Thirty Years Ago
Re: Greg Kahn’s piece, “Seventy-eight Reasons Why San Diego Isn’t All That Bad” (“Year In Review,” December 21), I love San Diego, but howzabout some New Year’s resolutions? Here are 79 reasons why it is: 1. Arson in Balboa Park 2. The disco palaces 3. The smog 4. Jet noise over Golden Hill 5. Jet noise over Point Loma 6. Agoraphobia in Fashion Valley 7. El Cajon Boulevard 8. Our own method of noncommunication, made up largely of words such as “whatever.”
— LETTERS: “LOAD UP THE MOVING VAN,” L. Elise Miller, January 11, 1979
Twenty-Five Years Ago
The $44 million bond debt on the 14-year-old Coronado Bridge should be paid in full by late 1986. With the construction bonds retired, the 14 million drivers who annually cross the span should, in theory, be allowed to pocket the seven million dollars in tolls they pay yearly. But don’t count on it. “This bridge is a moneymaking machine that politicians will find hard to let go,” says H.B. Thysell, the bridge’s manager.
— THE INSIDE STORY, Paul Krueger, January 12, 1984
Twenty Years Ago
San Diegan J.J. Kimbrough has an 1849 edition of Douglass’s narrative, its aged pages foxed here and there, among his collection of literature by and about blacks. Kimbrough has been told by other collectors across the country that his collection is one of the best, perhaps the best private accumulation of black literature in the country.
— “THE KIMBROUGH COLLECTION,” Jackie McGrath, January 12, 1989
Fifteen Years Ago
After Nirvana’s tepid, static performance at our dreaded Sports Arena last week, it was hard not to chime in with Cobain and agree that the larger the venue the more puny the performer is revealed to be. It is true that Nirvana still represents something different, off the beatoff track as rock demigods go, but not enough to make this sparsely attended show any more exciting than had it been pulled off by the average bunch of obscure slobs playing any night of the year in your garage or at the Casbah, Spirit.

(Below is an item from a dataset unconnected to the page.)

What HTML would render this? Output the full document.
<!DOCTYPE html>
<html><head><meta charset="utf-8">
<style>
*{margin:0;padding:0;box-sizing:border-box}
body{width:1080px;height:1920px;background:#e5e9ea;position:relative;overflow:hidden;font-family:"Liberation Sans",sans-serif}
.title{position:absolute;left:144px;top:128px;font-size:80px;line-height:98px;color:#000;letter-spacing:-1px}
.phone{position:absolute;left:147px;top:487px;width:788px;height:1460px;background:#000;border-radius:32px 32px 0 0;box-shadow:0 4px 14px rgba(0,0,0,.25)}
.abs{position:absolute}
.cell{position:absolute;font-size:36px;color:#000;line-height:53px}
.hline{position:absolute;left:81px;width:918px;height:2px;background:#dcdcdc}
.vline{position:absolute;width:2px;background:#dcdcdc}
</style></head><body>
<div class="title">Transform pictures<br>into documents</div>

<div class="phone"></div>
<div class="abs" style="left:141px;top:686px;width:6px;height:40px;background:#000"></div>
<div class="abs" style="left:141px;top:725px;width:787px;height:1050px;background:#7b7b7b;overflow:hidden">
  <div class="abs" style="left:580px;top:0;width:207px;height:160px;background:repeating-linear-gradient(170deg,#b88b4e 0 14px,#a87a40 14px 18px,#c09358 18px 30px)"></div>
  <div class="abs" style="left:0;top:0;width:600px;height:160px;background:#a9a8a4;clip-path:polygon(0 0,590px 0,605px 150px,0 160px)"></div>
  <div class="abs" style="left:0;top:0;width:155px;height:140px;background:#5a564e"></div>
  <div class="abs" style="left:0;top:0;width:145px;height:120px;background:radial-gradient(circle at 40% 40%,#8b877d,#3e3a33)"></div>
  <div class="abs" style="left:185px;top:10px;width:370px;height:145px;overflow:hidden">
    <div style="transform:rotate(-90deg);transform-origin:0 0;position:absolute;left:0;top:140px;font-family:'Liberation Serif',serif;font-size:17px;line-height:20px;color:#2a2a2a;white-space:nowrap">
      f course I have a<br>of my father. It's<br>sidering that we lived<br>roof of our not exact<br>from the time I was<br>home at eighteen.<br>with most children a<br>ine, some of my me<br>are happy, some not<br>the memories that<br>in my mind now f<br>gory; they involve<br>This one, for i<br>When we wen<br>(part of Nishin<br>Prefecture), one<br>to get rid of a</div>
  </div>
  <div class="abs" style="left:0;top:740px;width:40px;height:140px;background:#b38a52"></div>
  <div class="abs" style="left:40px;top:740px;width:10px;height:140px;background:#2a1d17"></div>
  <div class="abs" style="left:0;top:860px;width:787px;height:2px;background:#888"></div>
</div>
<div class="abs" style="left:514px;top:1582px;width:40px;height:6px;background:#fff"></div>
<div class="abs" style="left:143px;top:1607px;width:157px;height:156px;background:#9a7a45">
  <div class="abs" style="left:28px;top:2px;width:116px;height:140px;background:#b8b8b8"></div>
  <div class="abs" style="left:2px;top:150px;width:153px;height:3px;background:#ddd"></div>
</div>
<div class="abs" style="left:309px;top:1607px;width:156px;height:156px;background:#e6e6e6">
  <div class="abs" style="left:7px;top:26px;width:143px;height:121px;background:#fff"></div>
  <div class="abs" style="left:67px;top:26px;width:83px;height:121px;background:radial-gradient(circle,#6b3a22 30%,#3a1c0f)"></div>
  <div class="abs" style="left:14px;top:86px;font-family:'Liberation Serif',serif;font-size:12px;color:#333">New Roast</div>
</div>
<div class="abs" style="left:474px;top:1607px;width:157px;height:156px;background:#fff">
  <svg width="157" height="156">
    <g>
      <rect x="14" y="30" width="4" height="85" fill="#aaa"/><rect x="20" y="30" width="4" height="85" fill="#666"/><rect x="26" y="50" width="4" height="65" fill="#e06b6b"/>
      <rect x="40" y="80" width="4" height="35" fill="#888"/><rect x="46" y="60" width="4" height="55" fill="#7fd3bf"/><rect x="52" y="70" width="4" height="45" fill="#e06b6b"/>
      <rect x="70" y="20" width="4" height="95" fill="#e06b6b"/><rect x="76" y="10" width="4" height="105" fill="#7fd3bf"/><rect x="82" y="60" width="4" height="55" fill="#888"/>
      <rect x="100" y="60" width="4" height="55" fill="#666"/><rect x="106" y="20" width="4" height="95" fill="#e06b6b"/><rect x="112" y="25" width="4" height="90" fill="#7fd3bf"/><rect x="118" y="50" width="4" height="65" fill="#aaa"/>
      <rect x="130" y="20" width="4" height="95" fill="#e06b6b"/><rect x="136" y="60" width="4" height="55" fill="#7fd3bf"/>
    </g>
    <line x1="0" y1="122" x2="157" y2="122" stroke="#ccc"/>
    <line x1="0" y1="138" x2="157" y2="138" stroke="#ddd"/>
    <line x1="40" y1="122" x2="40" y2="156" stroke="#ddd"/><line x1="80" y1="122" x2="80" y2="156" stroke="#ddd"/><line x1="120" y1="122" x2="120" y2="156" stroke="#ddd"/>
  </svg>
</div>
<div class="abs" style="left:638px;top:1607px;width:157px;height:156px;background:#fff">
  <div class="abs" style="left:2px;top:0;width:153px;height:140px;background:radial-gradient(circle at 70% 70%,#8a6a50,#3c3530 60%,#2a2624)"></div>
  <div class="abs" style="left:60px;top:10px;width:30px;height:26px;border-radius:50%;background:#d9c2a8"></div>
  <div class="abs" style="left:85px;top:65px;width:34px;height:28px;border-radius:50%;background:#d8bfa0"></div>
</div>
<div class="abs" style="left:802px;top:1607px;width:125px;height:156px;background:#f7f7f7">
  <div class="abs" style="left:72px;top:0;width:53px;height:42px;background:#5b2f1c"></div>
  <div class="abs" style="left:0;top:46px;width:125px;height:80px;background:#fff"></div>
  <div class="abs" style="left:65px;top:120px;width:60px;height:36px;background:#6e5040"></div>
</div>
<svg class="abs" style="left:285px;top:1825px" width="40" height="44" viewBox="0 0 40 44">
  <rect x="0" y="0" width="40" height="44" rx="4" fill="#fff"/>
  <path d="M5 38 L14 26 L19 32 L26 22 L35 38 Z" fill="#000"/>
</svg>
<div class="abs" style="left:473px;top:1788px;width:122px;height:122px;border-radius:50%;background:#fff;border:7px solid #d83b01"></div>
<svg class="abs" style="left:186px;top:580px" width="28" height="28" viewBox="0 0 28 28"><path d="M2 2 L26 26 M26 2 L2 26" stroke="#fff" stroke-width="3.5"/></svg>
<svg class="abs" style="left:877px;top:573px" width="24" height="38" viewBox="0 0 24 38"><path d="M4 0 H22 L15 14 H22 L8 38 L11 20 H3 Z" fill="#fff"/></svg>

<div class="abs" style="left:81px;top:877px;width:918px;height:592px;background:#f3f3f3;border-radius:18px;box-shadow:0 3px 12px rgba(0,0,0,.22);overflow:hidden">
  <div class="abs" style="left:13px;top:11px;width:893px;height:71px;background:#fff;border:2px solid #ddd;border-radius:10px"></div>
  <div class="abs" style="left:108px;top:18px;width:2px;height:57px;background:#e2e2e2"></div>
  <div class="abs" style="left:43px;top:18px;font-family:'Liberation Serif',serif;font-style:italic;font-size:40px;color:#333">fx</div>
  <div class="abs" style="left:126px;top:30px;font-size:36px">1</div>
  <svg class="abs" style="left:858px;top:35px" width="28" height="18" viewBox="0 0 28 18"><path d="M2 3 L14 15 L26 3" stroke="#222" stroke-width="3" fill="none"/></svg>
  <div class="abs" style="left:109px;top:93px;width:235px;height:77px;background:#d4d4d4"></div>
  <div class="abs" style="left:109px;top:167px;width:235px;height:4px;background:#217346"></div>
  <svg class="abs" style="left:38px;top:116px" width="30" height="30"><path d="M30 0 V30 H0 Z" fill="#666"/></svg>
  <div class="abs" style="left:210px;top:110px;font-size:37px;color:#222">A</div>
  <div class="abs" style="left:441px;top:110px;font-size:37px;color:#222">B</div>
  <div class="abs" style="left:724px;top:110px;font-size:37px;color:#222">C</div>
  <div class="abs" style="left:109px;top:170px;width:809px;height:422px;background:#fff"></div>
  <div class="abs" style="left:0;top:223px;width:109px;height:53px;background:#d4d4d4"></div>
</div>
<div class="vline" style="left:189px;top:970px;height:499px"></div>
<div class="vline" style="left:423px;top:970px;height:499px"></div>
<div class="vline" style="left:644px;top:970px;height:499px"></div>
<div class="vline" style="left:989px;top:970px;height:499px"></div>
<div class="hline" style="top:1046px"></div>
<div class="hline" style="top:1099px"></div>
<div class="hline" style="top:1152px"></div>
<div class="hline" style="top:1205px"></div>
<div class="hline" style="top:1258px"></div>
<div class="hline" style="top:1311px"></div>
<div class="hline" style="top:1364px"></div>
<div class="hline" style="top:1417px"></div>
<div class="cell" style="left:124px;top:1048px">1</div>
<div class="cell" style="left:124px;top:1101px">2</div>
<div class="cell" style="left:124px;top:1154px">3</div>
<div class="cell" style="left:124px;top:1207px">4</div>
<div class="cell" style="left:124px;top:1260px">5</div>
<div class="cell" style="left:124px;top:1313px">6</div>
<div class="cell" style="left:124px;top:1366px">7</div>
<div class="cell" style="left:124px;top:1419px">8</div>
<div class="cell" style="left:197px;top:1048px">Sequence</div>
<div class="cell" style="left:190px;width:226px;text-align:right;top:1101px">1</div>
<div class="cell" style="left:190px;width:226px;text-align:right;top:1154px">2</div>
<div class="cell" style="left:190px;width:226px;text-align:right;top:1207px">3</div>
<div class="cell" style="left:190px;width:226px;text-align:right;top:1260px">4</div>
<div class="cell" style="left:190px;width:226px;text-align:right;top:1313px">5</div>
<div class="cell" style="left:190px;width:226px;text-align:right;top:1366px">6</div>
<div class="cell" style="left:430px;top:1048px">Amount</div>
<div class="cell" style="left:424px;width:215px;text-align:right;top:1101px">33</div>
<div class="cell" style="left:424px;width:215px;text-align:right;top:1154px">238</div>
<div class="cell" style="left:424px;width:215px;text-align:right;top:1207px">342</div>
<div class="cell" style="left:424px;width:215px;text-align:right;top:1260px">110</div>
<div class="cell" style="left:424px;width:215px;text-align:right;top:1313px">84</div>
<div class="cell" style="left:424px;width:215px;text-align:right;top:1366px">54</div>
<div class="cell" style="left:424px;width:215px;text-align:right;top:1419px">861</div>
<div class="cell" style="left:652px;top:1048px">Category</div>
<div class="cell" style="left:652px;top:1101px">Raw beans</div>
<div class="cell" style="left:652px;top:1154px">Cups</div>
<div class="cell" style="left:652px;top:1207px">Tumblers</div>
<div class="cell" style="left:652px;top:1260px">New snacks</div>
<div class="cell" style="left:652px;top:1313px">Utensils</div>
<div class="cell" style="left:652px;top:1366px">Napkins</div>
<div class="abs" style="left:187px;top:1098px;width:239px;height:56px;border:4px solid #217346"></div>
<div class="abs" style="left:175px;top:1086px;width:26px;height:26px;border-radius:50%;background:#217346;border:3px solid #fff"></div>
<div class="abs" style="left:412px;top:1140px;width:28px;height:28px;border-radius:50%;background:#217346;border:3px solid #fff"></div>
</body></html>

— “A TIRESOME RELIANCE ON THE MOST SLOVENLY GIMMICKRY,” Stephen Esmedina, January 6, 1994
Ten Years Ago
By my standard, 1998 was a seminal year for San Diego. In one year, the city’s one-time pro-environment, managed growth, fiscally conservative electorate heeded the calls by its leaders — Susan Golding, Malin Burnham, Neil Morgan, Byron Wear — to break the bank, expanding its convention center at the cost of $300 million, building a new $450 million downtown baseball-only stadium, and adopting a $1.5 billion school-bond measure.
Of course, the city’s corporate media lent a hand. TV sportscaster Ted Leitner became a flack for the ballpark, upon which much of his multimillion-dollar livelihood depends. Cox Cable, which has an exclusive, city council–granted franchise to much of the city’s cable-TV market, and which has a broadcast deal with the Padres, ran endless promotions for both the convention center and the baseball stadium, without providing opponents time to rebut.
—“UNPREDICTABLE SAN DIEGO,” Matt Potter, January 7, 1999
Five Years Ago
I was asked if I wanted to meet Jimmy Flynt, and I asked, “Is that Larry’s brother?” The man introducing us said, “Did you see the movie The People vs. Larry Flynt? If you did, you’d know who he was.”
I spoke briefly with Jimmy, and the conversation was going well, even when the GM said, “This guy is from the Reader. The magazine that won’t let us advertise.” Jimmy smiled and talked a little about how their advertisement would be classy and only promote the bar and grill — without mentioning their men’s magazine. Since I don’t work in the Reader advertising department, I just kept saying, “Sure, that would be great. I’ll see what I can do.”